Your KX2 isn't really a DC receiver, it has an 8KHz IF which is then
digitized and demodulated in a digital computer executing the demod
algorithms to produce baseband output.
But the original question was simply "what is direct conversion?" and
the answer is, you convert the incoming signal to baseband ... directly
... one time. What you do with the baseband after that is a separate
matter. And, you can hear SSB, CW, and AM just fine with a
free-running, reasonably stable LO.
My experience listening to an analog direct-conversion receiver in a low
ambient noise environment is that the RX noise is uncharacteristically
low, almost to the point that I thought something was wrong, like no
antenna. Then, tuning across a signal, it just sort of pops up at the
expected volume. Since I've only done this with one receiver, it's hard
to draw meaningful conclusions however. [:-)
73,
Fred ["Skip"] K6DGW
Sparks NV DM09dn
Washoe County
On 9/9/2017 7:46 PM, K9MA wrote:
On 9/9/2017 21:35, Fred Jensen wrote:
A DC receiver converts the signal once to audio.

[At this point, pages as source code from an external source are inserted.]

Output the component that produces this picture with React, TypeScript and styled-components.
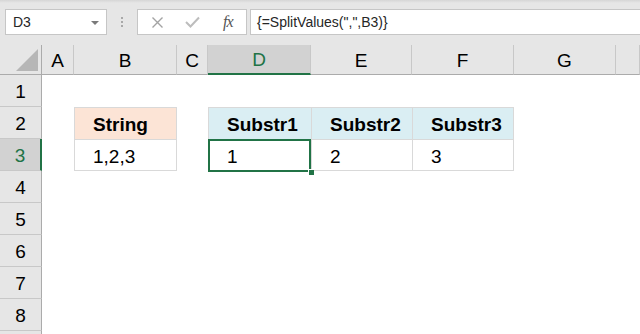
import * as React from 'react'
import styled, { createGlobalStyle, css } from 'styled-components'

const GlobalStyle = createGlobalStyle`
  html, body {
    margin: 0;
    padding: 0;
    background: #ffffff;
  }
  body {
    font-family: "Liberation Sans", Arial, sans-serif;
  }
`

const Window = styled.div`
  width: 640px;
  height: 334px;
  overflow: hidden;
  background: #ffffff;
`

const Toolbar = styled.div`
  height: 45px;
  box-sizing: border-box;
  padding: 9px 0 0 5px;
  display: flex;
  align-items: flex-start;
  background: linear-gradient(#d6d6d6 0px, #e6e6e6 3px, #e6e6e6 100%);
`

const NameBox = styled.div`
  width: 102px;
  height: 26px;
  box-sizing: border-box;
  border: 1px solid #c6c6c6;
  background: #ffffff;
  display: flex;
  align-items: center;
  justify-content: space-between;
  padding: 0 7px 0 7px;
  font-size: 14px;
  color: #262626;
`

const DropArrow = styled.span`
  width: 0;
  height: 0;
  border-left: 4px solid transparent;
  border-right: 4px solid transparent;
  border-top: 4px solid #7a7a7a;
  margin-top: 1px;
`

const Grip = styled.div`
  width: 30px;
  height: 26px;
  display: flex;
  flex-direction: column;
  align-items: center;
  justify-content: center;
  gap: 2px;
  span {
    width: 2px;
    height: 2px;
    background: #a8a8a8;
  }
`

const FxBox = styled.div`
  width: 110px;
  height: 26px;
  box-sizing: border-box;
  border: 1px solid #c6c6c6;
  background: #ffffff;
  display: flex;
  align-items: center;
  padding-left: 13px;
  gap: 21px;
`

const FxLabel = styled.span`
  font-family: "Liberation Serif", "Times New Roman", serif;
  font-style: italic;
  font-size: 16px;
  color: #555555;
  margin-left: 2px;
  letter-spacing: -1px;
`

const FormulaInput = styled.div`
  flex: 1;
  height: 26px;
  margin-left: 3px;
  margin-right: -4px;
  box-sizing: border-box;
  border: 1px solid #c6c6c6;
  background: #ffffff;
  display: flex;
  align-items: center;
  padding-left: 6px;
  font-size: 14px;
  color: #262626;
`

const Sheet = styled.div`
  display: grid;
  grid-template-columns: 42px 32px 103px 31px 103px 101px 102px 102px 1fr;
  grid-template-rows: 30px repeat(9, 32px);
  font-size: 19px;
  color: #000000;
`

const headerBase = css`
  box-sizing: border-box;
  background: #e6e6e6;
  display: flex;
  align-items: center;
  justify-content: center;
  padding-top: 2px;
`

const Corner = styled.div`
  ${headerBase};
  border-right: 1px solid #ababab;
  border-bottom: 1px solid #ababab;
  position: relative;
`

const CornerTriangle = styled.span`
  position: absolute;
  right: 3px;
  bottom: 3px;
  width: 0;
  height: 0;
  border-left: 22px solid transparent;
  border-bottom: 22px solid #b6b6b6;
`

const ColHead = styled.div<{ $active?: boolean }>`
  ${headerBase};
  border-right: 1px solid #c8c8c8;
  border-bottom: 1px solid #ababab;
  ${(p) =>
    p.$active &&
    css`
      background: #d2d2d2;
      color: #217346;
      border-bottom: 2px solid #217346;
    `}
`

const RowHead = styled.div<{ $active?: boolean }>`
  ${headerBase};
  border-right: 1px solid #ababab;
  border-bottom: 1px solid #c8c8c8;
  ${(p) =>
    p.$active &&
    css`
      background: #d2d2d2;
      color: #217346;
      border-right: 2px solid #217346;
    `}
`

type Fill = 'none' | 'peach' | 'blue'

const fills: Record<Fill, string> = {
  none: '#ffffff',
  peach: '#fce4d6',
  blue: '#daeef3',
}

const Cell = styled.div<{
  $fill?: Fill
  $bold?: boolean
  $boxed?: boolean
  $right?: boolean
  $bottom?: boolean
}>`
  position: relative;
  box-sizing: border-box;
  background: ${(p) => fills[p.$fill || 'none']};
  font-weight: ${(p) => (p.$bold ? 700 : 400)};
  display: flex;
  align-items: center;
  padding: 3px 0 0 18px;
  ${(p) =>
    p.$boxed &&
    css`
      border-top: 1px solid #d9d9d9;
      border-left: 1px solid #d9d9d9;
    `}
  ${(p) => p.$right && 'border-right: 1px solid #d9d9d9;'}
  ${(p) => p.$bottom && 'border-bottom: 1px solid #d9d9d9;'}
`

const Selection = styled.span`
  position: absolute;
  z-index: 2;
  left: -1px;
  top: -1px;
  right: 0;
  bottom: -2px;
  border: 2px solid #217346;
  pointer-events: none;
  &::after {
    content: '';
    position: absolute;
    right: -5px;
    bottom: -5px;
    width: 5px;
    height: 5px;
    background: #217346;
    border: 1px solid #ffffff;
    border-right: none;
    border-bottom: none;
  }
`

const columns = ['A', 'B', 'C', 'D', 'E', 'F', 'G', '']

type CellDef = { text?: string; fill?: Fill; bold?: boolean; boxed?: boolean; right?: boolean; bottom?: boolean; active?: boolean }

const rowData: Record<number, CellDef[]> = {
  2: [
    {},
    { text: 'String', fill: 'peach', bold: true, boxed: true, right: true },
    {},
    { text: 'Substr1', fill: 'blue', bold: true, boxed: true },
    { text: 'Substr2', fill: 'blue', bold: true, boxed: true },
    { text: 'Substr3', fill: 'blue', bold: true, boxed: true, right: true },
    {},
    {},
  ],
  3: [
    {},
    { text: '1,2,3', boxed: true, right: true, bottom: true },
    {},
    { text: '1', boxed: true, bottom: true, active: true },
    { text: '2', boxed: true, bottom: true },
    { text: '3', boxed: true, right: true, bottom: true },
    {},
    {},
  ],
}

// row 9 only peeks in at the bottom edge, so its label stays out of view
const rows = [1, 2, 3, 4, 5, 6, 7, 8, 9]

const CrossIcon = () => (
  <svg width="13" height="13" viewBox="0 0 13 13">
    <path d="M1.5 1.5 L11.5 11.5 M11.5 1.5 L1.5 11.5" stroke="#a3a3a3" strokeWidth="1.4" fill="none" />
  </svg>
)

const CheckIcon = () => (
  <svg width="15" height="12" viewBox="0 0 15 12">
    <path d="M1 6 L5.5 10.5 L14 1.5" stroke="#bdbdbd" strokeWidth="2" fill="none" />
  </svg>
)

export default function App() {
  return (
    <Window>
      <GlobalStyle />
      <Toolbar>
        <NameBox>
          D3
          <DropArrow />
        </NameBox>
        <Grip>
          <span />
          <span />
          <span />
        </Grip>
        <FxBox>
          <CrossIcon />
          <CheckIcon />
          <FxLabel>fx</FxLabel>
        </FxBox>
        <FormulaInput>{'{=SplitValues(",",B3)}'}</FormulaInput>
      </Toolbar>
      <Sheet>
        <Corner>
          <CornerTriangle />
        </Corner>
        {columns.map((c, i) => (
          <ColHead key={i} $active={c === 'D'}>
            {c}
          </ColHead>
        ))}
        {rows.map((r) => (
          <React.Fragment key={r}>
            <RowHead $active={r === 3}>{r < 9 ? r : ''}</RowHead>
            {(rowData[r] || columns.map(() => ({}) as CellDef)).map((cell, i) => (
              <Cell
                key={i}
                $fill={cell.fill}
                $bold={cell.bold}
                $boxed={cell.boxed}
                $right={cell.right}
                $bottom={cell.bottom}
              >
                {cell.text}
                {cell.active && <Selection />}
              </Cell>
            ))}
          </React.Fragment>
        ))}
      </Sheet>
    </Window>
  )
}
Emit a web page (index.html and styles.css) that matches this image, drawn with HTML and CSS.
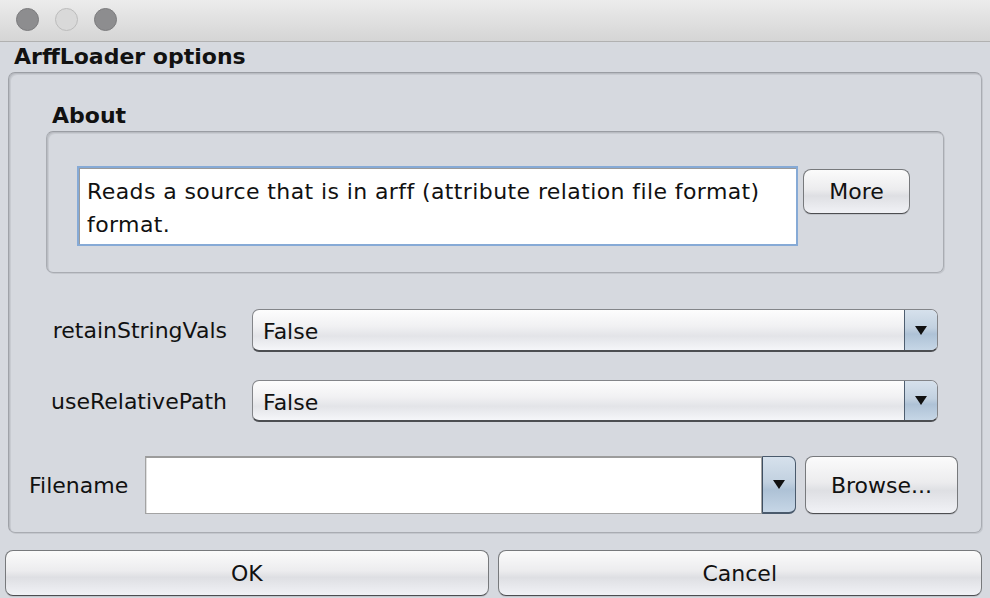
FILE: index.html
```html
<!DOCTYPE html>
<html>
<head>
<meta charset="utf-8">
<link rel="stylesheet" href="styles.css">
</head>
<body>
<div class="window">
  <div class="titlebar">
    <span class="light dark"></span>
    <span class="light pale"></span>
    <span class="light dark"></span>
  </div>
  <div class="content">
    <div class="heading">ArffLoader options</div>
    <div class="outer">
      <div class="about-title">About</div>
      <div class="about">
        <div class="textarea">Reads a source that is in arff (attribute relation file format) format.</div>
        <button class="btn more">More</button>
      </div>
      <div class="row row1">
        <div class="label">retainStringVals</div>
        <div class="combo"><span class="val">False</span><span class="arrow"><span class="tri"></span></span></div>
      </div>
      <div class="row row2">
        <div class="label">useRelativePath</div>
        <div class="combo"><span class="val">False</span><span class="arrow"><span class="tri"></span></span></div>
      </div>
      <div class="filerow">
        <div class="flabel">Filename</div>
        <div class="ecombo"><span class="field"></span><span class="earrow"><span class="tri"></span></span></div>
        <button class="btn browse">Browse...</button>
      </div>
    </div>
    <div class="buttons">
      <button class="btn big">OK</button>
      <button class="btn big">Cancel</button>
    </div>
  </div>
</div>
</body>
</html>
```

FILE: styles.css
```css
html, body {
  margin: 0;
  padding: 0;
}
body {
  width: 990px;
  height: 598px;
  overflow: hidden;
  background: #d6d9df;
  font-family: "DejaVu Sans", "Liberation Sans", sans-serif;
  color: #111;
}
.window {
  width: 990px;
  height: 598px;
  display: flex;
  flex-direction: column;
}
.titlebar {
  height: 41px;
  border-bottom: 1px solid #b1b1b1;
  background: linear-gradient(#ececec, #d5d5d5);
  display: flex;
  align-items: center;
  padding-left: 16px;
  gap: 16px;
  box-sizing: content-box;
}
.light {
  width: 23px;
  height: 23px;
  border-radius: 50%;
  box-sizing: border-box;
  margin-top: -2px;
}
.light.dark {
  background: #8d8d8f;
  border: 1px solid #7c7c7e;
}
.light.pale {
  background: #d9d9d9;
  border: 1px solid #bcbcbc;
}
.content {
  padding: 0 8px 0 5px;
  display: flex;
  flex-direction: column;
}
.heading {
  height: 30px;
  padding-left: 9px;
  font-weight: bold;
  font-size: 22px;
  line-height: 30px;
}
.outer {
  margin-left: 3px;
  width: 974px;
  height: 461px;
  box-sizing: border-box;
  border: 1px solid #a9acb2;
  border-top-color: #9a9da3;
  border-left-color: #9fa2a8;
  border-radius: 7px;
  box-shadow: inset 1px 1px 0 #b9bcc2, inset 2px 2px 0 #c8cbd1, 1px 1px 0 #c4c7cd;
  padding: 0 0 0 37px;
  display: flex;
  flex-direction: column;
}
.about-title {
  height: 58px;
  font-weight: bold;
  font-size: 22px;
  line-height: 20px;
  padding-top: 33px;
  padding-left: 6px;
  box-sizing: border-box;
}
.about {
  width: 898px;
  height: 142px;
  box-sizing: border-box;
  border: 1px solid #a9acb2;
  border-top-color: #9a9da3;
  border-radius: 7px;
  box-shadow: inset 1px 1px 0 #b9bcc2, inset 2px 2px 0 #c8cbd1, 1px 1px 0 #c4c7cd;
  display: flex;
  align-items: flex-start;
  padding: 34px 0 0 30px;
  gap: 5px;
}
.textarea {
  width: 721px;
  height: 80px;
  box-sizing: border-box;
  background: #fff;
  border: 2px solid #86aad6;
  box-shadow: inset 1px 1px 0 #9a9a9a;
  padding: 7px 8px 0 8px;
  font-size: 22px;
  line-height: 33px;
  letter-spacing: 0.4px;
  color: #111;
}
.btn {
  font-family: "DejaVu Sans", "Liberation Sans", sans-serif;
  font-size: 22px;
  color: #111;
  background: linear-gradient(#fbfbfb 0%, #ececee 45%, #dedfe3 60%, #f1f2f6 100%);
  border: 1px solid #77797c;
  border-bottom-color: #4d4e51;
  border-radius: 8px;
  box-shadow: 0 1px 0 #c2c5cb;
  padding: 0;
  margin: 0;
}
.more {
  width: 107px;
  height: 45px;
  margin-top: 3px;
}
.row {
  display: flex;
  align-items: center;
}
.row1 {
  margin-top: 36px;
  height: 43px;
}
.row2 {
  margin-top: 28px;
  height: 42px;
}
.label {
  width: 187px;
  text-align: right;
  font-size: 22px;
  padding-right: 2px;
  box-sizing: border-box;
  margin-left: -4px;
}
.combo {
  margin-left: 23px;
  width: 686px;
  height: 100%;
  box-sizing: border-box;
  border: 1px solid #838589;
  border-bottom: 2px solid #4c4e52;
  border-radius: 7px;
  background: linear-gradient(#fdfdfd 0%, #f1f1f3 40%, #e3e4e8 65%, #f5f6f9 100%);
  display: flex;
  overflow: hidden;
}
.val {
  flex: 1;
  font-size: 22px;
  line-height: 43px;
  padding-left: 10px;
}
.arrow, .earrow {
  width: 32px;
  border-left: 1px solid #4e5e70;
  background: linear-gradient(#d6e1ec 0%, #c2d1e0 45%, #aec2d6 60%, #c6d6e6 100%);
  display: flex;
  align-items: center;
  justify-content: center;
}
.tri {
  width: 0;
  height: 0;
  border-left: 6px solid transparent;
  border-right: 6px solid transparent;
  border-top: 9px solid #111;
}
.filerow {
  margin-top: 34px;
  height: 58px;
  display: flex;
  align-items: center;
  margin-left: -17px;
}
.flabel {
  width: 116px;
  font-size: 22px;
  box-sizing: border-box;
}
.ecombo {
  width: 651px;
  height: 58px;
  display: flex;
}
.field {
  flex: 1;
  background: #fff;
  border: 1px solid #a3a3a3;
  border-top: 2px solid #9c9c9c;
  box-shadow: inset 1px 0 0 #e0e0e0;
}
.earrow {
  width: 32px;
  border: 1px solid #4a5a6c;
  border-left: 1px solid #3e4f62;
  border-radius: 0 7px 7px 0;
  border-bottom-width: 2px;
}
.browse {
  margin-left: 9px;
  width: 153px;
  height: 58px;
}
.buttons {
  display: flex;
  gap: 9px;
  margin-top: 17px;
}
.big {
  height: 46px;
  width: 485px;
}
.big + .big {
  width: 486px;
}
```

Regardless of the
mechanics [which these days can get very complex], that's really all
there is.
Ah, but the only way direct conversion can convert AM to audio,
without some kind of fancy DSP stuff, is to phase lock the conversion
oscillator to the carrier. My KX2 doesn't sound like it's doing that
when I tune across a signal; it sounds more like a conventional
superhet AM receiver. I'm trying to figure out how you take the I and
Q mixer baseband ("audio") outputs of an AM signal and convert them to
audio, and in a way that works when the carrier is not exactly zero beat.